** START Material **

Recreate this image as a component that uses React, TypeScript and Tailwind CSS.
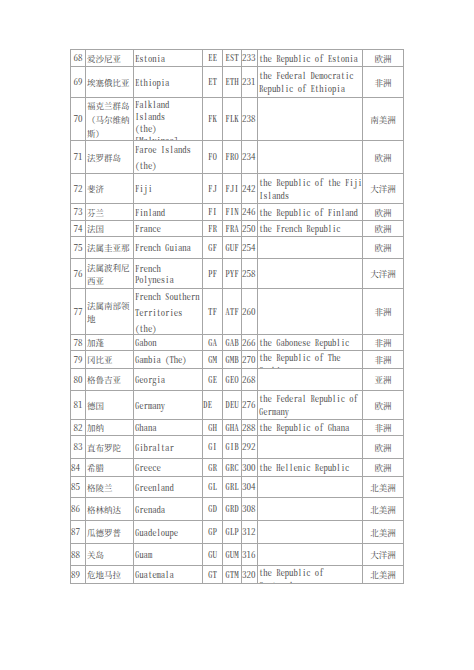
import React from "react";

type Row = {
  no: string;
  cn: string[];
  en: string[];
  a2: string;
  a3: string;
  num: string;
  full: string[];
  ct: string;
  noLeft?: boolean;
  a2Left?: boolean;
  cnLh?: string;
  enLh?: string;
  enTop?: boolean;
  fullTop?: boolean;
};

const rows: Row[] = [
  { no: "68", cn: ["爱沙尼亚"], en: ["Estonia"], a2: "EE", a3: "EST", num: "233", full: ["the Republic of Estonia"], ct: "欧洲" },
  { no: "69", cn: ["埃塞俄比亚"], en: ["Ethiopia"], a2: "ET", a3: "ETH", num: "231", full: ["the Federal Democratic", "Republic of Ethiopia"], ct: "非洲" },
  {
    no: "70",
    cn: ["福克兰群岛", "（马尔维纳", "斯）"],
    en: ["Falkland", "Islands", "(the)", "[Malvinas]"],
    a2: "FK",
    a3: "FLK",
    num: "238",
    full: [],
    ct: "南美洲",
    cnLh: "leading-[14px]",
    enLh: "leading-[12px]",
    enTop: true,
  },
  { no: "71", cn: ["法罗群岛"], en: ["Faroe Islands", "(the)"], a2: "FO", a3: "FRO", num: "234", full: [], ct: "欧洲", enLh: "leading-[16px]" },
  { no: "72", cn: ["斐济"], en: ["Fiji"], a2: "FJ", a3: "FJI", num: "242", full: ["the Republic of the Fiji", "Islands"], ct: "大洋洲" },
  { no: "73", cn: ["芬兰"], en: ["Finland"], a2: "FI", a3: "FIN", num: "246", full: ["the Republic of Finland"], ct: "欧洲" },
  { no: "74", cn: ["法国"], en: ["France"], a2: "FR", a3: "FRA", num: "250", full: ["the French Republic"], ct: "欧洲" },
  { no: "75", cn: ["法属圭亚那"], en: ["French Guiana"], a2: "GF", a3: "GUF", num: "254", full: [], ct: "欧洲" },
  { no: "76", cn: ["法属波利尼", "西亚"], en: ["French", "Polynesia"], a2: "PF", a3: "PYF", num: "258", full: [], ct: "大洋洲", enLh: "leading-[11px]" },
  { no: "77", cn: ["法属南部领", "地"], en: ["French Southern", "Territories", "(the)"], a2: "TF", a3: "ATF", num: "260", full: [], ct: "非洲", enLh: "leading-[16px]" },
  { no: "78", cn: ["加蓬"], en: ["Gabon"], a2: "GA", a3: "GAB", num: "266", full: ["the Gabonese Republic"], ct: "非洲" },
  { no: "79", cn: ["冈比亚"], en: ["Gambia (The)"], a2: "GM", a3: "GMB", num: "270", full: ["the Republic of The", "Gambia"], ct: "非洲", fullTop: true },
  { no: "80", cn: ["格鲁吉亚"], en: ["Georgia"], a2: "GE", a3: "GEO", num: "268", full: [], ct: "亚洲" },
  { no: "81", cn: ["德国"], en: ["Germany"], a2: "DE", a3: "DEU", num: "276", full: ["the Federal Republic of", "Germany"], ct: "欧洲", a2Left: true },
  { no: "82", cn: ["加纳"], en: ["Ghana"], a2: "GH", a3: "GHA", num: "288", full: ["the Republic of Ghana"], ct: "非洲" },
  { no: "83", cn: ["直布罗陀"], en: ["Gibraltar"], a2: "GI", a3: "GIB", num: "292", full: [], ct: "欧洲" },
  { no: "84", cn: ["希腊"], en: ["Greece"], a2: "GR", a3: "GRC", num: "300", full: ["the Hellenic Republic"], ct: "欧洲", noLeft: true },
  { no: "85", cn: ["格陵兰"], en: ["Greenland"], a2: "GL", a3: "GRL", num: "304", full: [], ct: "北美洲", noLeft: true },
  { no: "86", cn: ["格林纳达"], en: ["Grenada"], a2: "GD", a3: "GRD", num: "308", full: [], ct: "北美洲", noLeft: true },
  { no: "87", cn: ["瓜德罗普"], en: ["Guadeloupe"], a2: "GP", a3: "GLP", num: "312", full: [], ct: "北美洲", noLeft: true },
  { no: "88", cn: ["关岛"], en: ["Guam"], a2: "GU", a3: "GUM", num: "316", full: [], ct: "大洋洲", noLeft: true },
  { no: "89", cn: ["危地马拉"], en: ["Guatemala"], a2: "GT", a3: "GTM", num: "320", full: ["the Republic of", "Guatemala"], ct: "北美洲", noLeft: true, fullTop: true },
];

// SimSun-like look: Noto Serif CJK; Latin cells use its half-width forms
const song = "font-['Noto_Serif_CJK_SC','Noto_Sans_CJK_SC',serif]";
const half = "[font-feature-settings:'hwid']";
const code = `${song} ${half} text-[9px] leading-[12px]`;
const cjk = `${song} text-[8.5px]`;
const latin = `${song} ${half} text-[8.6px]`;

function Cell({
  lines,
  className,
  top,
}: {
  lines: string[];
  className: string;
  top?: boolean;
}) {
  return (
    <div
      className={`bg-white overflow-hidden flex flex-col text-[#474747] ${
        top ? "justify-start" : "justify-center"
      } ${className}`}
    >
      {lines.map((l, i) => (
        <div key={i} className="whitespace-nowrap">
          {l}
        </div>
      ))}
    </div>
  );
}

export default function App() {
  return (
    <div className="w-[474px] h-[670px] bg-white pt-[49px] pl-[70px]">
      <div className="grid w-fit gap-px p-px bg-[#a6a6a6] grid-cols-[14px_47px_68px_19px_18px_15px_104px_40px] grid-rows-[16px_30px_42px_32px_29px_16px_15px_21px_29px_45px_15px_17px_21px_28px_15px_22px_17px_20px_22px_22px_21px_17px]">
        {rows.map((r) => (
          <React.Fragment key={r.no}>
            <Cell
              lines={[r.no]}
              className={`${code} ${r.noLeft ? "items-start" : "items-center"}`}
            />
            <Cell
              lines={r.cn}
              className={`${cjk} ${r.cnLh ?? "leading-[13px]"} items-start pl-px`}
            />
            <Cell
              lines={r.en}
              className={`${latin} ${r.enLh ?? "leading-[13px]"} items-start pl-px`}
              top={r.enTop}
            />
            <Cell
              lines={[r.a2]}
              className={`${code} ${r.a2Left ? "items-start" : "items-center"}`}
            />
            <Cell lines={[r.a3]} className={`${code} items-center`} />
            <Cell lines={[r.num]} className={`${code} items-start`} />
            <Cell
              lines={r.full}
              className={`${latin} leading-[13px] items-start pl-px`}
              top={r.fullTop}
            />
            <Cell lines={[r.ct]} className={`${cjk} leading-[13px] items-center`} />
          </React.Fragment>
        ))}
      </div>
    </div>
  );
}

** END Material **

• **Work to be completed**
Identify each line holding the string "React", and copy it out.

• **Exercise result**
Recreate this image as a component that uses React, TypeScript and Tailwind CSS.
import React from "react";
          <React.Fragment key={r.no}>
          </React.Fragment>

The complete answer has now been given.